I would also argue that Morey’s obsession with only acquiring a true superstar for Simmons – or, nowadays, for Harden – is an unnecessary mentality that is not validated by recent NBA history. In the past five seasons, the second best players on championship teams have been the following players: Jamal Murray, Andrew Wiggins, Khris Middleton, Anthony Davis, and Kyle Lowry. Aside from Davis, none of those players were top-15 players in the league, and I would argue that Wiggins and Lowry were not even in the top-25.
The past five years have proven that the most important thing for winning a championship is having a top-five player, and the second most important thing is having quality depth, cohesion, and an identity around him. Having a second superstar player is simply not necessary in a post-Heatles, post-Warriors era. And so, having tunnel vision for putting a second superstar next to Embiid is a misevaluation of what it takes to win a title.
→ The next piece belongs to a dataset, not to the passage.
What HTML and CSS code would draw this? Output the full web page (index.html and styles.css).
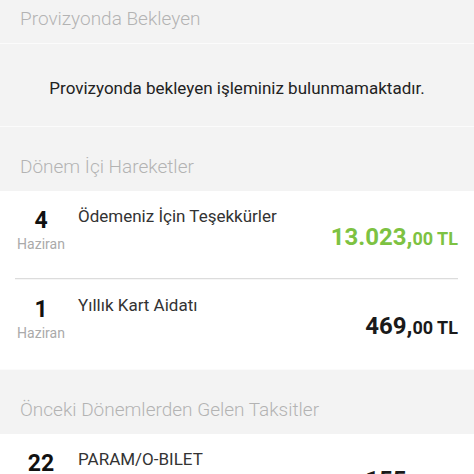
FILE: index.html
```html
<!DOCTYPE html>
<html lang="tr">
<head>
<meta charset="utf-8">
<link rel="stylesheet" href="styles.css">
</head>
<body>
<div class="page">
  <div class="band band-first">Provizyonda Bekleyen</div>
  <div class="empty">Provizyonda bekleyen işleminiz bulunmamaktadır.</div>
  <div class="band">Dönem İçi Hareketler</div>
  <div class="list">
    <div class="row">
      <div class="date"><div class="day">4</div><div class="month">Haziran</div></div>
      <div class="info">
        <div class="title">Ödemeniz İçin Teşekkürler</div>
        <div class="amount green"><span class="big">13.023,</span><span class="small">00 TL</span></div>
      </div>
    </div>
    <div class="divider"></div>
    <div class="row row-last">
      <div class="date"><div class="day">1</div><div class="month">Haziran</div></div>
      <div class="info">
        <div class="title">Yıllık Kart Aidatı</div>
        <div class="amount"><span class="big">469,</span><span class="small">00 TL</span></div>
      </div>
    </div>
  </div>
  <div class="band">Önceki Dönemlerden Gelen Taksitler</div>
  <div class="list">
    <div class="row">
      <div class="date"><div class="day">22</div><div class="month">Haziran</div></div>
      <div class="info">
        <div class="title">PARAM/O-BILET</div>
        <div class="amount"><span class="big">155,</span><span class="small">00 TL</span></div>
      </div>
    </div>
  </div>
</div>
</body>
</html>
```
FILE: styles.css
```css
html, body {
  margin: 0;
  padding: 0;
  background: #ffffff;
}
body {
  font-family: Roboto, "Liberation Sans", sans-serif;
  width: 474px;
  height: 474px;
  overflow: hidden;
}
.page {
  display: flex;
  flex-direction: column;
}
.band {
  background: #f3f3f3;
  color: #b3b3b3;
  font-weight: 300;
  font-size: 19px;
  line-height: 22px;
  padding: 29px 20px 13px;
  border-top: 1px solid #fbfbfb;
}
.band-first {
  padding-top: 8px;
  padding-bottom: 13px;
  border-top: none;
}
.empty {
  background: #f3f3f3;
  border-top: 1px solid #fbfbfb;
  color: #222;
  font-size: 17px;
  line-height: 20px;
  text-align: center;
  padding: 34px 0 28px;
}
.list {
  background: #fff;
}
.row {
  display: flex;
  padding: 15px 16px 0 12px;
  height: 72px;
}
.row-last {
  height: 74px;
}
.date {
  width: 58px;
  text-align: center;
  flex: none;
}
.day {
  font-weight: 700;
  font-size: 23px;
  line-height: 26px;
  color: #111;
  margin-top: 2px;
}
.month {
  font-size: 14px;
  line-height: 18px;
  color: #aaa;
  margin-top: 1px;
}
.info {
  flex: 1;
  padding-left: 8px;
  display: flex;
  flex-direction: column;
}
.title {
  font-size: 17px;
  line-height: 20px;
  color: #333;
}
.amount {
  text-align: right;
  font-weight: 700;
  color: #1a1a1a;
  margin-top: -2px;
  line-height: 26px;
}
.amount.green {
  color: #7dc242;
}
.big {
  font-size: 24px;
}
.small {
  font-size: 18px;
}
.divider {
  height: 1px;
  background: #dcdcdc;
  margin: 0 16px 0 15px;
  border-bottom: 1px solid #f6f6f6;
}
```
For all of these reasons, we can only call the Harden trade a win for the Sixers if it exists in a vacuum. It’s likely that there were better options out there, especially for the long term future. And in the situation we find ourselves in now, one wonders if Morey’s unwillingness to get creative and consider possibilities outside of keeping Harden or trading him for another star will hamper the Sixers’ long term outlook, while yielding no meaningful short term benefit.